-- start --
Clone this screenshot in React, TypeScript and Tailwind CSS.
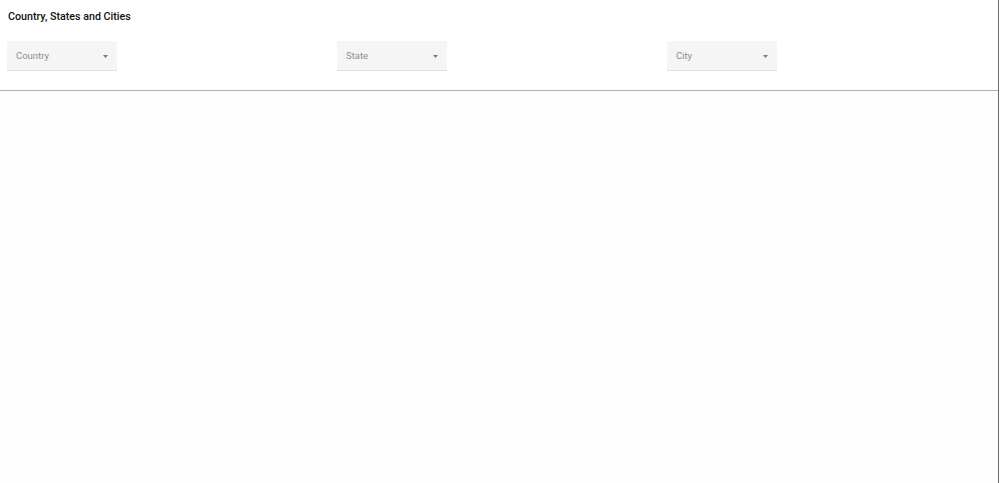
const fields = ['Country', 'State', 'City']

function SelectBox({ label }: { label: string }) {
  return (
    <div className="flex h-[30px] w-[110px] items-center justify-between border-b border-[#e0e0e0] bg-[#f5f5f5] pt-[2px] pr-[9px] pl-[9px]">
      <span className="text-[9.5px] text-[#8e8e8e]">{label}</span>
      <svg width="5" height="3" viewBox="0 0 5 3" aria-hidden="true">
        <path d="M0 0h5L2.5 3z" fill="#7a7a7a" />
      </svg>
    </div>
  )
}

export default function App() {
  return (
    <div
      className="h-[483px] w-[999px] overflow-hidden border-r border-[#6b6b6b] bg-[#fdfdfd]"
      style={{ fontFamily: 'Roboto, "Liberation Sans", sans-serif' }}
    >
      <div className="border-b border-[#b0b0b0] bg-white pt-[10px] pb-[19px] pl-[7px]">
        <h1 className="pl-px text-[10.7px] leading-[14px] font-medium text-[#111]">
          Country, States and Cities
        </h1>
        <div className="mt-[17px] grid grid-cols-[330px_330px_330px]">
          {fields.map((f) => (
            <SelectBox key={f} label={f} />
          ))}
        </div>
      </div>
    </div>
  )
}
-- end --
#### Request:
Set down all the data again exactly as above, pictures excluded.

#### Exercise result:
Clone this screenshot in React, TypeScript and Tailwind CSS.
const fields = ['Country', 'State', 'City']

function SelectBox({ label }: { label: string }) {
  return (
    <div className="flex h-[30px] w-[110px] items-center justify-between border-b border-[#e0e0e0] bg-[#f5f5f5] pt-[2px] pr-[9px] pl-[9px]">
      <span className="text-[9.5px] text-[#8e8e8e]">{label}</span>
      <svg width="5" height="3" viewBox="0 0 5 3" aria-hidden="true">
        <path d="M0 0h5L2.5 3z" fill="#7a7a7a" />
      </svg>
    </div>
  )
}

export default function App() {
  return (
    <div
      className="h-[483px] w-[999px] overflow-hidden border-r border-[#6b6b6b] bg-[#fdfdfd]"
      style={{ fontFamily: 'Roboto, "Liberation Sans", sans-serif' }}
    >
      <div className="border-b border-[#b0b0b0] bg-white pt-[10px] pb-[19px] pl-[7px]">
        <h1 className="pl-px text-[10.7px] leading-[14px] font-medium text-[#111]">
          Country, States and Cities
        </h1>
        <div className="mt-[17px] grid grid-cols-[330px_330px_330px]">
          {fields.map((f) => (
            <SelectBox key={f} label={f} />
          ))}
        </div>
      </div>
    </div>
  )
}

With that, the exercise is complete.